One of my pet peeves is the self-righteous campaign against pay day loans.
Sure, it’s a bad idea for somebody to get a loan at a high rate, but people get in jams. If they learn the right lessons and don’t embark on a lifetime of high-interest loans, what’s the problem? At any rate, why should government make laws against the practice to satisfy the sensibilities of people who’ll never be so strapped as to need such a loan?
Scott Shane, a professor of entrepreneurial studies at Case Western University, has a great piece explaining why trying to block these loans is “the worst kind of government paternalism—using regulation to ‘protect’ people from themselves.
Opponents of pay day loans often describe the practice as “predatory,” and, indeed, anyone who made a practice of getting such loans would be wasting money. But the rates, rather than being predatory, are high to cover the large number of defaults among the kinds of people who end up in a bad situation and resort to one of these loans.

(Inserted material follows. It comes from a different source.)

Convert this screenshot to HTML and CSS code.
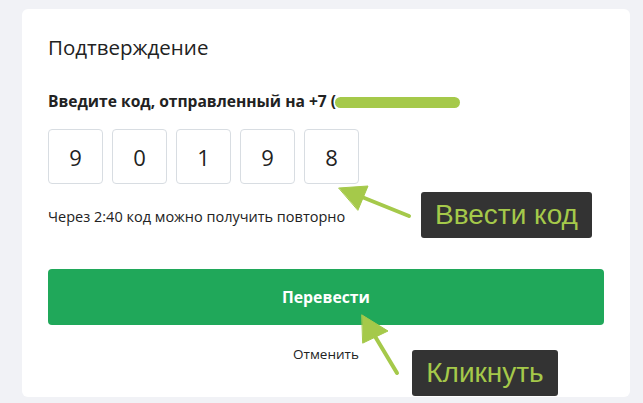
FILE: index.html
```html
<!DOCTYPE html>
<html lang="ru">
<head>
    <meta charset="UTF-8">
    <meta name="viewport" content="width=device-width, initial-scale=1.0">
    <title>Подтверждение</title>
    <link rel="stylesheet" href="styles.css">
</head>
<body>
    <div class="card">
        <h2 class="title">Подтверждение</h2>
        <p class="subtitle">Введите код, отправленный на +7 (<span class="hidden-phone"></span></p>
        <div class="code">
            <div class="digit">9</div>
            <div class="digit">0</div>
            <div class="digit">1</div>
            <div class="digit">9</div>
            <div class="digit">8</div>
        </div>
        <p class="timer">Через 2:40 код можно получить повторно</p>
        <button class="btn">Перевести</button>
        <div class="cancel">Отменить</div>
    </div>

    <svg class="arrows" width="643" height="403" viewBox="0 0 643 403">
        <g fill="#a5c94a" stroke="#a5c94a" stroke-linecap="round" stroke-linejoin="round">
            <line x1="409" y1="216" x2="352" y2="193" stroke-width="4"/>
            <polygon points="339,188 368,186 358,210" stroke-width="1"/>
            <line x1="397" y1="373" x2="370" y2="328" stroke-width="4"/>
            <polygon points="362,315 388,331 363,343" stroke-width="1"/>
        </g>
    </svg>
    <div class="note note-code">Ввести код</div>
    <div class="note note-click">Кликнуть</div>
</body>
</html>
```

FILE: styles.css
```css
body {
    margin: 0;
    padding: 9px 0 0 22px;
    background: #f1f2f6;
    font-family: 'Open Sans', sans-serif;
    color: #222;
    height: 403px;
    box-sizing: border-box;
    overflow: hidden;
}
.card {
    width: 608px;
    height: 388px;
    box-sizing: border-box;
    background: #fff;
    border-radius: 6px;
    padding: 24px 26px 0;
}
.title {
    margin: 0;
    font-size: 20.5px;
    font-weight: 500;
    line-height: 28px;
}
.subtitle {
    margin: 30px 0 0;
    font-size: 15.6px;
    font-weight: 700;
    line-height: 20px;
}
.hidden-phone {
    display: inline-block;
    width: 125px;
    height: 11px;
    margin-left: -1px;
    vertical-align: -1px;
    border-radius: 6px;
    background: #a5c94a;
}
.code {
    display: flex;
    gap: 9px;
    margin-top: 18px;
}
.digit {
    width: 55px;
    height: 55px;
    box-sizing: border-box;
    border: 1px solid #d8dde2;
    border-radius: 4px;
    display: flex;
    align-items: center;
    justify-content: center;
    font-size: 22px;
}
.timer {
    margin: 24px 0 0;
    font-size: 14.5px;
    line-height: 18px;
}
.btn {
    display: block;
    width: 100%;
    height: 56px;
    margin-top: 43px;
    border: none;
    border-radius: 4px;
    background: #20a85a;
    color: #fff;
    font-family: 'Open Sans', sans-serif;
    font-size: 15.8px;
    font-weight: 700;
}
.cancel {
    margin-top: 20px;
    text-align: center;
    font-size: 13.5px;
    line-height: 18px;
}
.arrows {
    position: absolute;
    left: 0;
    top: 0;
}
.note {
    position: absolute;
    background: #333;
    color: #a5c94a;
    border-radius: 3px;
    font-family: 'Liberation Sans', Arial, sans-serif;
    font-size: 28px;
    display: flex;
    align-items: center;
    justify-content: center;
}
.note-code {
    left: 421px;
    top: 192px;
    width: 171px;
    height: 46px;
}
.note-click {
    left: 412px;
    top: 350px;
    width: 146px;
    height: 46px;
}
```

Shane writes about Wonga, a British pay day lender, which recently announced that it is going to begin to make loans to small businesses. The news was greeted with all sorts of harsh criticism. There is even an attempt to prevent this legally.

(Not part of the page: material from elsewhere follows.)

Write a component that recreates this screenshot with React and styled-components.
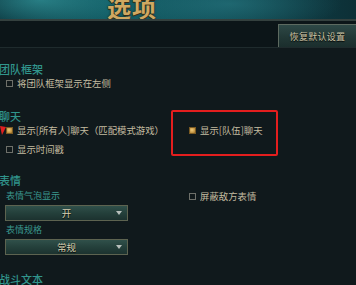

Shane makes the case both for the rates Wonga will charge and for the practice of allowing such lending to small businesses:
Many of the small businesses interested in borrowing from companies like Wonga have very high loan default rates. Unless lenders can charge high interest rates to these borrowers, they won’t extend them credit, which keeps these businesses from accessing the capital they need to operate.
If payday lenders are allowed to lend money to small businesses, some of their borrowers will no doubt have trouble paying off their loans and will fail as a result. It’s not easy for businesses to generate the cash flow necessary to service high-interest-rate loans. But denying those businesses access to these loans does not solve their problems. If they can’t get access to the capital they need to operate, many of them will fail anyway.

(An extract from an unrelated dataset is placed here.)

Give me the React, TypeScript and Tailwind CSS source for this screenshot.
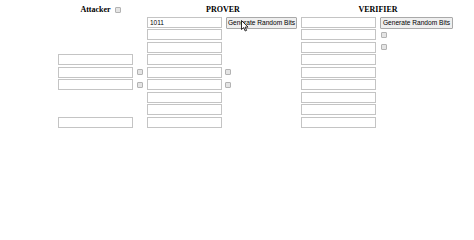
import type { ReactNode } from "react";

const box = "h-[11px] w-[75px] border border-[#c4c4c4] bg-white px-[2px] text-[6.5px] leading-[9px] text-black outline-none";
const check = "block h-[6px] w-[6px] shrink-0 rounded-[1px] border border-[#b3b3b3] bg-[#e4e4e4]";
const btn = "h-[12px] shrink-0 rounded-[1px] border border-[#a9a9a9] bg-[#efefef] text-[6.6px] leading-[10px] text-black";

function Row({ children }: { children?: ReactNode }) {
  return <div className="flex h-[11px] items-center">{children}</div>;
}

function Field({ value = "" }: { value?: string }) {
  return <input className={box} defaultValue={value} />;
}

function Heading({ children }: { children: ReactNode }) {
  return (
    <div className="flex h-[15px] items-center justify-center gap-[4px] pt-[4px] font-bold text-[8px] leading-none">
      {children}
    </div>
  );
}

export default function App() {
  return (
    <div
      className="relative h-[205px] w-[474px] bg-white"
      style={{ fontFamily: '"Liberation Sans", Arial, sans-serif' }}
    >
      <div className="flex pl-[58px]">
        {/* attacker */}
        <div className="flex w-[85px] flex-col gap-[1.5px]">
          <div style={{ fontFamily: '"Liberation Serif", serif' }}>
            <Heading>
              <span>Attacker</span>
              <span className={check} />
            </Heading>
          </div>
          <Row />
          <Row />
          <Row />
          <Row><Field /></Row>
          <Row><Field /><span className={`${check} ml-[4px]`} /></Row>
          <Row><Field /><span className={`${check} ml-[4px]`} /></Row>
          <Row />
          <Row />
          <Row><Field /></Row>
        </div>

        {/* prover */}
        <div className="ml-[4px] flex w-[152px] flex-col gap-[1.5px]">
          <div style={{ fontFamily: '"Liberation Serif", serif' }}>
            <Heading>PROVER</Heading>
          </div>
          <Row>
            <Field value="1011" />
            <button className={`${btn} ml-[4px] mt-[1px] w-[71px]`}>Generate Random Bits</button>
          </Row>
          <Row><Field /></Row>
          <Row><Field /></Row>
          <Row><Field /></Row>
          <Row><Field /><span className={`${check} ml-[3px]`} /></Row>
          <Row><Field /><span className={`${check} ml-[3px]`} /></Row>
          <Row><Field /></Row>
          <Row><Field /></Row>
          <Row><Field /></Row>
        </div>

        {/* verifier */}
        <div className="ml-[2px] flex w-[154px] flex-col gap-[1.5px]">
          <div style={{ fontFamily: '"Liberation Serif", serif' }}>
            <Heading>VERIFIER</Heading>
          </div>
          <Row>
            <Field />
            <button className={`${btn} ml-[4px] mt-[1px] w-[73px]`}>Generate Random Bits</button>
          </Row>
          <Row><Field /><span className={`${check} ml-[5px]`} /></Row>
          <Row><Field /><span className={`${check} ml-[5px]`} /></Row>
          <Row><Field /></Row>
          <Row><Field /></Row>
          <Row><Field /></Row>
          <Row><Field /></Row>
          <Row><Field /></Row>
          <Row><Field /></Row>
        </div>
      </div>

      {/* mouse pointer over the button */}
      <svg className="absolute left-[241px] top-[20px]" width="8" height="12" viewBox="0 0 8 12">
        <path d="M0.5 0.5 L0.5 9.5 L2.7 7.6 L4.2 11 L5.6 10.4 L4.1 7.1 L7 7.1 Z" fill="white" stroke="black" strokeWidth="0.8" strokeLinejoin="round" />
      </svg>
    </div>
  );
}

The effort to block small business owners from taking payday loans will fail. Small business owners routinely finance their businesses by personally borrowing (rather than filing a loan application as a business) and personally guaranteeing their business loans. If small businesses are barred from taking payday loans, their owners will likely borrow the money personally and put it to work in their firms.
Trying to block payday lenders from financing small businesses is the worst kind of government paternalism–using regulation to “protect” people from themselves. We need regulation to protect people from negative externalities. Barring chemical companies from polluting our rivers, for instance, makes sense because the money that chemical companies save from dumping pollutants instead of treating them comes at the expense of everyone else’s need to cope with contaminated water.
But high interest loans don’t create negative externalities. No one else is harmed by the small business owner’s decision to try to build a business by taking out a high interest loan. Perhaps the small business owner is gambling like his neighbor who buys Powerball tickets. Why should we stop either of them from pursuing a risky dream?
Barring payday lenders from providing credit to small businesses would be costly (because the government would have to enforce the ban). It would also be a misguided attempt by policymakers to tell small business owners that the government knows better than they do what’s good for them.
One of President Obama’s pet ways of explaining how downright mean some of us are is to say that our message to others is, “You are on your own.” Not protecting people from pay day loans is the epitome of letting them be on their own: they have every right to take a risk and bear the consequences. Some will fail; some will prosper. But it's not the correct role of government to be involved in their financial decisions.